— Begin —
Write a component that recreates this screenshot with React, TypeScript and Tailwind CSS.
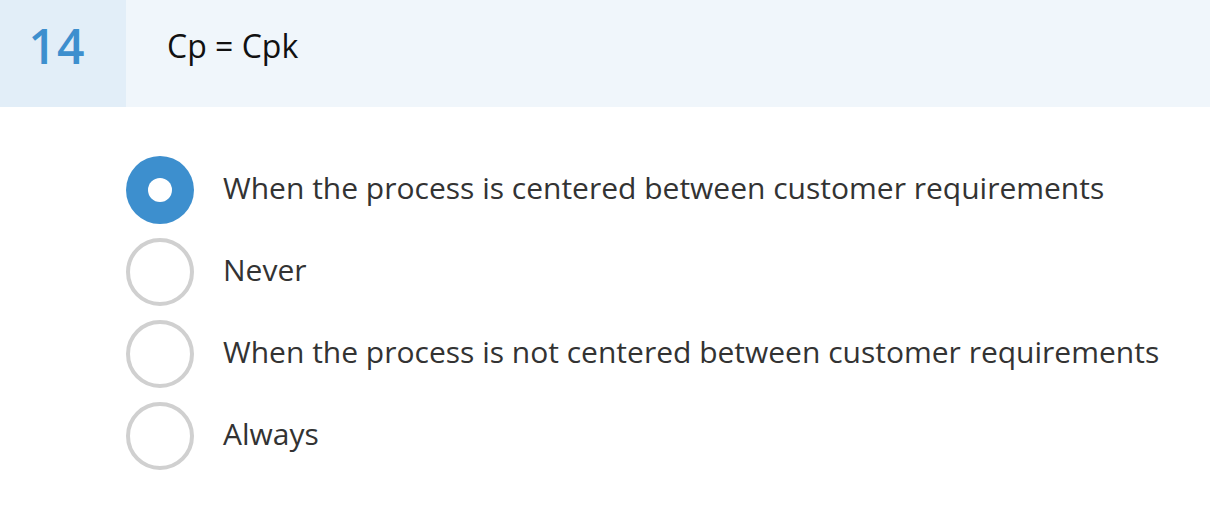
const options = [
  "When the process is centered between customer requirements",
  "Never",
  "When the process is not centered between customer requirements",
  "Always",
];

function Radio({ checked }: { checked: boolean }) {
  if (checked) {
    return (
      <span className="flex h-[68px] w-[68px] shrink-0 items-center justify-center rounded-full bg-[#3d8fce]">
        <span className="h-[24px] w-[24px] rounded-full bg-white" />
      </span>
    );
  }
  return (
    <span className="h-[68px] w-[68px] shrink-0 rounded-full border-[4px] border-[#d0d0d0] bg-white" />
  );
}

export default function App() {
  const selected = 0;
  return (
    <main className="min-h-[508px] w-[1210px] bg-white font-['Open_Sans',sans-serif]">
      <header className="flex h-[107px] bg-[#f0f6fb]">
        <div className="flex w-[126px] justify-center bg-[#e2eef8] pt-[16px] pr-[12px]">
          <span className="text-[48px] font-semibold leading-[60px] text-[#3d8fce] tracking-[1px]">14</span>
        </div>
        <h1 className="pl-[41px] pt-[25px] text-[32px] leading-[42px] text-[#111]">Cp = Cpk</h1>
      </header>
      <ul className="flex flex-col gap-[14px] pl-[126px] pt-[49px]">
        {options.map((o, i) => (
          <li key={o} className="flex items-center gap-[29px]">
            <Radio checked={i === selected} />
            <span className="pb-[4px] text-[30px] leading-[40px] text-[#333]">{o}</span>
          </li>
        ))}
      </ul>
    </main>
  );
}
— End —
Work required: The listing above needs to be output again exactly. Don't include the pictures.

Problem solution:
Write a component that recreates this screenshot with React, TypeScript and Tailwind CSS.
const options = [
  "When the process is centered between customer requirements",
  "Never",
  "When the process is not centered between customer requirements",
  "Always",
];

function Radio({ checked }: { checked: boolean }) {
  if (checked) {
    return (
      <span className="flex h-[68px] w-[68px] shrink-0 items-center justify-center rounded-full bg-[#3d8fce]">
        <span className="h-[24px] w-[24px] rounded-full bg-white" />
      </span>
    );
  }
  return (
    <span className="h-[68px] w-[68px] shrink-0 rounded-full border-[4px] border-[#d0d0d0] bg-white" />
  );
}

export default function App() {
  const selected = 0;
  return (
    <main className="min-h-[508px] w-[1210px] bg-white font-['Open_Sans',sans-serif]">
      <header className="flex h-[107px] bg-[#f0f6fb]">
        <div className="flex w-[126px] justify-center bg-[#e2eef8] pt-[16px] pr-[12px]">
          <span className="text-[48px] font-semibold leading-[60px] text-[#3d8fce] tracking-[1px]">14</span>
        </div>
        <h1 className="pl-[41px] pt-[25px] text-[32px] leading-[42px] text-[#111]">Cp = Cpk</h1>
      </header>
      <ul className="flex flex-col gap-[14px] pl-[126px] pt-[49px]">
        {options.map((o, i) => (
          <li key={o} className="flex items-center gap-[29px]">
            <Radio checked={i === selected} />
            <span className="pb-[4px] text-[30px] leading-[40px] text-[#333]">{o}</span>
          </li>
        ))}
      </ul>
    </main>
  );
}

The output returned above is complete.